Downloading (…)solve/main/vocab.txt:   0%|          | 0.00/232k [00:00<?, ?B/s]

Downloading (…)/main/tokenizer.json:   0%|          | 0.00/711k [00:00<?, ?B/s]

Downloading (…)cial_tokens_map.json:   0%|          | 0.00/125 [00:00<?, ?B/s]

Downloading (…)lve/main/config.json:   0%|          | 0.00/684 [00:00<?, ?B/s]

Downloading model.safetensors:   0%|          | 0.00/133M [00:00<?, ?B/s]

In [22]:
# From the dataframe which has the data from table GOOGLE_NEWS, 
# choose your column for which you want to create vector embeddings.
# In this case we are choosing Title for which we will create embeddings
# and store it under column Vector

# Generate embeddings for each text sample (TITLE) 
embeddings = []
for text in tempdf['TITLE']:
    encoded_input = tokenizer(text.lower(), padding=True, truncation=True, max_length=512, return_tensors='pt')
    with torch.no_grad():
        model_output = model(**encoded_input)
    embeddings.append(model_output.last_hidden_state.mean(dim=1).squeeze().tolist())

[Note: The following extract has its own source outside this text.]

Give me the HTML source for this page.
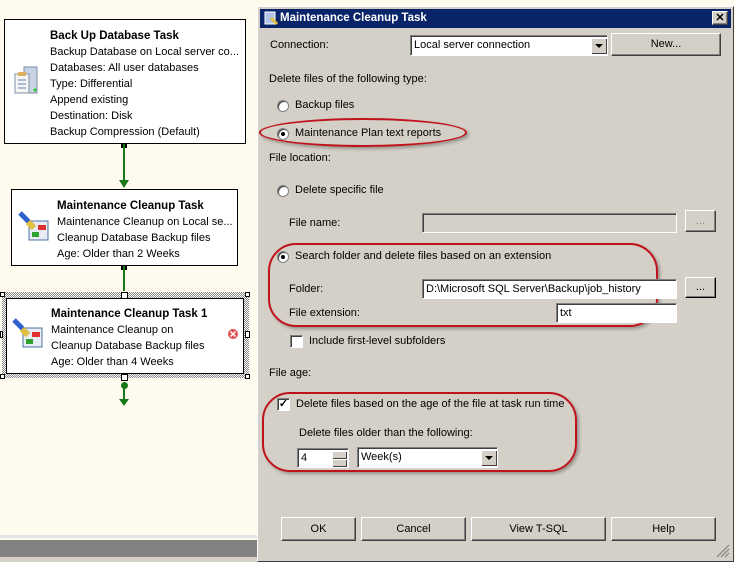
<!DOCTYPE html>
<html><head><style>
*{margin:0;padding:0;box-sizing:border-box}
body{width:735px;height:562px;overflow:hidden;background:#fefaee;font-family:"Liberation Sans",sans-serif;font-size:11px;color:#000;position:relative}
.a{position:absolute;white-space:nowrap}
.box{position:absolute;background:#fff;border:1px solid #000}
.t{position:absolute;line-height:16px}
.b{font-weight:bold;font-size:11.5px}
.dlg{position:absolute;left:257px;top:6px;width:477px;height:556px;background:#d4d0c8;border:1px solid;border-color:#fff #404040 #404040 #fff}
.tb{position:absolute;left:2px;top:2px;right:2px;height:19px;background:#0a246a;color:#fff;font-weight:bold;font-size:11.5px;line-height:19px;padding-left:20px}
.in{position:absolute;background:#fff;border:1px solid;border-color:#808080 #fff #fff #808080;box-shadow:inset 1px 1px 0 #404040;padding-left:3px;line-height:19px}
.btn{position:absolute;background:#d4d0c8;border:1px solid;border-color:#fff #404040 #404040 #fff;box-shadow:inset -1px -1px 0 #808080;text-align:center}
.rad{position:absolute;width:12px;height:12px;border-radius:50%;background:#fff;border:1px solid #808080;box-shadow:inset 1px 1px 0 #404040}
.rad.on::after{content:"";position:absolute;left:3px;top:3px;width:4px;height:4px;border-radius:50%;background:#000}
.chk{position:absolute;width:13px;height:13px;background:#fff;border:1px solid;border-color:#808080 #fff #fff #808080;box-shadow:inset 1px 1px 0 #404040;font-size:11px;line-height:11px;text-align:center;font-weight:bold}
.ell{position:absolute;border:2px solid #c0121a;border-radius:50%/50%;box-shadow:2px 2px 3px rgba(0,0,0,.3)}
.arr{position:absolute;width:13px;height:11px;background:#d4d0c8;border-left:1px solid #fff;border-top:1px solid #fff;box-shadow:1px 1px 0 #404040}
</style></head><body>
<div class="box" style="left:4px;top:19px;width:242px;height:125px">
 <div class="t b" style="left:45px;top:8px">Back Up Database Task</div>
 <div class="t" style="left:45px;top:24px">Backup Database on Local server co...</div>
 <div class="t" style="left:45px;top:40px">Databases: All user databases</div>
 <div class="t" style="left:45px;top:56px">Type: Differential</div>
 <div class="t" style="left:45px;top:72px">Append existing</div>
 <div class="t" style="left:45px;top:88px">Destination: Disk</div>
 <div class="t" style="left:45px;top:104px">Backup Compression (Default)</div>
 <svg style="position:absolute;left:7px;top:45px" width="30" height="30"><rect x="12" y="2" width="13" height="26" fill="#c8d4e4" stroke="#7d8ca4"/><rect x="3" y="9" width="14" height="19" fill="#f4f4f4" stroke="#8090a8"/><rect x="6" y="7" width="8" height="4" fill="#e0b060"/><path d="M6 15h8M6 19h8M6 23h8" stroke="#6080b0"/><circle cx="23" cy="25" r="1.5" fill="#2c2"/></svg>
</div>
<div class="a" style="left:121px;top:144px;width:6px;height:4px;background:#000"></div>
<div class="a" style="left:123px;top:144px;width:2px;height:37px;background:#187818"></div>
<div class="a" style="left:119px;top:180px;width:0;height:0;border-left:5px solid transparent;border-right:5px solid transparent;border-top:8px solid #187818"></div>
<div class="box" style="left:11px;top:189px;width:227px;height:77px">
 <div class="t b" style="left:45px;top:8px">Maintenance Cleanup Task</div>
 <div class="t" style="left:45px;top:24px">Maintenance Cleanup on Local se...</div>
 <div class="t" style="left:45px;top:40px">Cleanup Database Backup files</div>
 <div class="t" style="left:45px;top:56px">Age: Older than 2 Weeks</div>
 <svg style="position:absolute;left:6px;top:20px" width="32" height="32"><rect x="11" y="11" width="19" height="19" fill="#e8ecf4" stroke="#5070a0"/><rect x="20" y="15" width="8" height="5" fill="#e03030"/><rect x="14" y="22" width="7" height="5" fill="#30a030"/><path d="M2 3l10 10" stroke="#3060d0" stroke-width="5"/><path d="M10 12l6 6" stroke="#e0c040" stroke-width="6"/></svg>
</div>
<div class="a" style="left:121px;top:266px;width:6px;height:4px;background:#000"></div>
<div class="a" style="left:123px;top:266px;width:2px;height:25px;background:#187818"></div>
<div class="a" style="left:2px;top:292px;width:247px;height:86px;background:repeating-conic-gradient(#888 0 25%,#fff 0 50%) 0 0/2px 2px"></div>
<div class="box" style="left:6px;top:298px;width:238px;height:76px">
 <div class="t b" style="left:44px;top:7px">Maintenance Cleanup Task 1</div>
 <div class="t" style="left:44px;top:23px">Maintenance Cleanup on</div>
 <div class="t" style="left:44px;top:39px">Cleanup Database Backup files</div>
 <div class="t" style="left:44px;top:55px">Age: Older than 4 Weeks</div>
 <svg style="position:absolute;left:5px;top:18px" width="32" height="32"><rect x="11" y="11" width="19" height="19" fill="#e8ecf4" stroke="#5070a0"/><rect x="20" y="15" width="8" height="5" fill="#e03030"/><rect x="14" y="22" width="7" height="5" fill="#30a030"/><path d="M2 3l10 10" stroke="#3060d0" stroke-width="5"/><path d="M10 12l6 6" stroke="#e0c040" stroke-width="6"/></svg>
 <svg style="position:absolute;left:220px;top:29px" width="12" height="12"><circle cx="6" cy="6" r="5" fill="#e05050"/><path d="M3.5 3.5l5 5M8.5 3.5l-5 5" stroke="#fff" stroke-width="1.5"/></svg>
</div>
<div class="a" style="left:0;top:292px;width:5px;height:5px;background:#fff;border:1px solid #000"></div>
<div class="a" style="left:121px;top:292px;width:7px;height:7px;background:#fff;border:1px solid #000"></div>
<div class="a" style="left:245px;top:292px;width:5px;height:5px;background:#fff;border:1px solid #000"></div>
<div class="a" style="left:245px;top:331px;width:5px;height:7px;background:#fff;border:1px solid #000"></div>
<div class="a" style="left:0;top:331px;width:3px;height:7px;background:#fff;border:1px solid #000"></div>
<div class="a" style="left:0;top:374px;width:5px;height:5px;background:#fff;border:1px solid #000"></div>
<div class="a" style="left:121px;top:374px;width:7px;height:7px;background:#fff;border:1px solid #000"></div>
<div class="a" style="left:245px;top:374px;width:5px;height:5px;background:#fff;border:1px solid #000"></div>
<div class="a" style="left:121px;top:382px;width:7px;height:7px;border-radius:50%;background:#187818"></div>
<div class="a" style="left:123px;top:386px;width:2px;height:15px;background:#187818"></div>
<div class="a" style="left:119px;top:399px;width:0;height:0;border-left:5px solid transparent;border-right:5px solid transparent;border-top:7px solid #187818"></div>
<div class="a" style="left:0;top:535px;width:257px;height:3px;background:#e4e4e4"></div>
<div class="a" style="left:0;top:540px;width:257px;height:17px;background:#828282"></div>
<div class="a" style="left:0;top:557px;width:257px;height:5px;background:#d4d0c8"></div>
<div class="dlg">
 <div class="tb">Maintenance Cleanup Task
  <svg style="position:absolute;left:3px;top:1px" width="16" height="16"><rect x="2" y="2" width="10" height="12" fill="#b0c4e8" stroke="#fff"/><path d="M8 8l6 6" stroke="#e0c040" stroke-width="3"/></svg>
  <div class="btn" style="left:452px;top:2px;width:16px;height:14px;color:#000;font-size:11px;line-height:12px">✕</div>
 </div>
</div>
<div class="a" style="left:270px;top:39px">Connection:</div>
<div class="in" style="left:410px;top:35px;width:198px;height:21px">Local server connection</div>
<div class="arr" style="left:591px;top:38px;width:15px;height:15px"><div class="a" style="left:3px;top:5px;border-left:4px solid transparent;border-right:4px solid transparent;border-top:4px solid #000"></div></div>
<div class="btn" style="left:611px;top:33px;width:110px;height:23px;line-height:21px">New...</div>
<div class="a" style="left:269px;top:73px">Delete files of the following type:</div>
<div class="rad" style="left:277px;top:100px"></div><div class="a" style="left:295px;top:99px">Backup files</div>
<div class="rad on" style="left:277px;top:128px"></div><div class="a" style="left:295px;top:127px">Maintenance Plan text reports</div>
<div class="ell" style="left:259px;top:118px;width:208px;height:29px"></div>
<div class="a" style="left:269px;top:152px">File location:</div>
<div class="rad" style="left:277px;top:185px"></div><div class="a" style="left:295px;top:184px">Delete specific file</div>
<div class="a" style="left:289px;top:217px">File name:</div>
<div class="in" style="left:422px;top:213px;width:255px;height:20px;background:#d4d0c8"></div>
<div class="btn" style="left:685px;top:210px;width:31px;height:22px;line-height:20px;color:#808080">...</div>
<div class="rad on" style="left:277px;top:251px"></div><div class="a" style="left:295px;top:250px">Search folder and delete files based on an extension</div>
<div class="ell" style="left:268px;top:243px;width:390px;height:84px;border-radius:28px"></div>
<div class="a" style="left:289px;top:283px">Folder:</div>
<div class="in" style="left:422px;top:279px;width:255px;height:20px">D:\Microsoft SQL Server\Backup\job_history</div>
<div class="btn" style="left:685px;top:277px;width:31px;height:21px;line-height:19px;border-color:#fff #000 #000 #fff">...</div>
<div class="a" style="left:289px;top:307px">File extension:</div>
<div class="in" style="left:556px;top:303px;width:121px;height:20px">txt</div>
<div class="chk" style="left:290px;top:335px"></div><div class="a" style="left:309px;top:335px">Include first-level subfolders</div>
<div class="a" style="left:269px;top:367px">File age:</div>
<div class="chk" style="left:277px;top:398px">✓</div><div class="a" style="left:296px;top:398px">Delete files based on the age of the file at task run time</div>
<div class="ell" style="left:262px;top:392px;width:315px;height:80px;border-radius:28px"></div>
<div class="a" style="left:299px;top:427px">Delete files older than the following:</div>
<div class="in" style="left:297px;top:448px;width:52px;height:20px">4</div>
<div class="arr" style="left:332px;top:451px;width:14px;height:7px"></div>
<div class="arr" style="left:332px;top:459px;width:14px;height:7px"></div>
<div class="in" style="left:357px;top:447px;width:141px;height:21px">Week(s)</div>
<div class="arr" style="left:481px;top:450px;width:15px;height:15px"><div class="a" style="left:3px;top:5px;border-left:4px solid transparent;border-right:4px solid transparent;border-top:4px solid #000"></div></div>
<div class="btn" style="left:281px;top:517px;width:75px;height:24px;line-height:22px">OK</div>
<div class="btn" style="left:361px;top:517px;width:105px;height:24px;line-height:22px">Cancel</div>
<div class="btn" style="left:471px;top:517px;width:135px;height:24px;line-height:22px">View T-SQL</div>
<div class="btn" style="left:611px;top:517px;width:105px;height:24px;line-height:22px">Help</div>
<svg class="a" style="left:716px;top:544px" width="14" height="14"><path d="M13 1L1 13M13 5L5 13M13 9L9 13" stroke="#808080" stroke-width="1.2"/></svg>
</body></html>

# Convert embeddings to a numpy array
embeddings_arr = np.array(embeddings)

tempdf['vector']=''
for index, row in tempdf.iterrows():
    tempdf.at[index, 'vector'] = embeddings_arr[index].tolist()

In [39]:
%%time

# Now insert the rows from the df in the Vector table created in Snowflake
cur = sf_conn(uname,pwd,url)

sql = """INSERT INTO <DB_NAME>.<SCHEMA_NAME>.GOOGLE_NEWS_EMBEDDINGS
SELECT '{CONTACT_DOMAIN}','{DATE_TIME_NEWS}', '{SNIPPET}',
 '{TITLE}', '{URL}',
 parse_json('{vector}')
"""
# Insert rows to Snowflake vector table

for i, r in tempdf.iterrows():
    try:
        r['TITLE'] = r['TITLE'].lower().replace("'", "")
        r['SNIPPET'] = r['SNIPPET'].replace("'", "")
        cur.execute(sql.format(**dict(r)))
    except Exception as e:
        print(" --> Error at index:", i)
        # print(r)
        print(" Error:", str(e))
        continue

CPU times: user 164 ms, sys: 81.3 ms, total: 246 ms
Wall time: 7.33 s


In [45]:
# Ensure the data is loaded in the vector table 
# and the vector column has vectors 
query = """
      SELECT * FROM <DB_NAME>.<SCHEMA_NAME>.GOOGLE_NEWS_EMBEDDINGS;
    """
tempdf = exec_query(query, uname, pwd,url)
tempdf.head(2)

Unnamed: 0,CONTACT_DOMAIN,DATE_TIME_NEWS,SNIPPET,TITLE,URL,VECTOR
0,washingtontechnology.com,3 days ago,The company makes this executive team addition...,easy dynamics hires new finance chief,https://washingtontechnology.com/companies/202...,"[\n -0.5620648264884949,\n -0.34428820013999..."
1,ft.com,1 day ago,US financial technology start-up Plaid has hir...,us fintech plaid hires first chief financial o...,https://www.ft.com/content/e818d6aa-9a32-4874-...,"[\n -0.1221204400062561,\n -0.01620235480368..."


In [46]:
tempdf.shape

(20, 6)

In [43]:
# Function to convert user query to vector embeddings
def get_query_embeddings(query, tokenizer=tokenizer, model=model):
    input_list = []
    input_list.append(query)
    embeddings_q = []
    for text in input_list:
        encoded_input = tokenizer(text.lower(), padding=True, truncation=True, max_length=512, return_tensors='pt')
        with torch.no_grad():
            model_output = model(**encoded_input)
        embeddings_q.append(model_output.last_hidden_state.mean(dim=1).squeeze().tolist())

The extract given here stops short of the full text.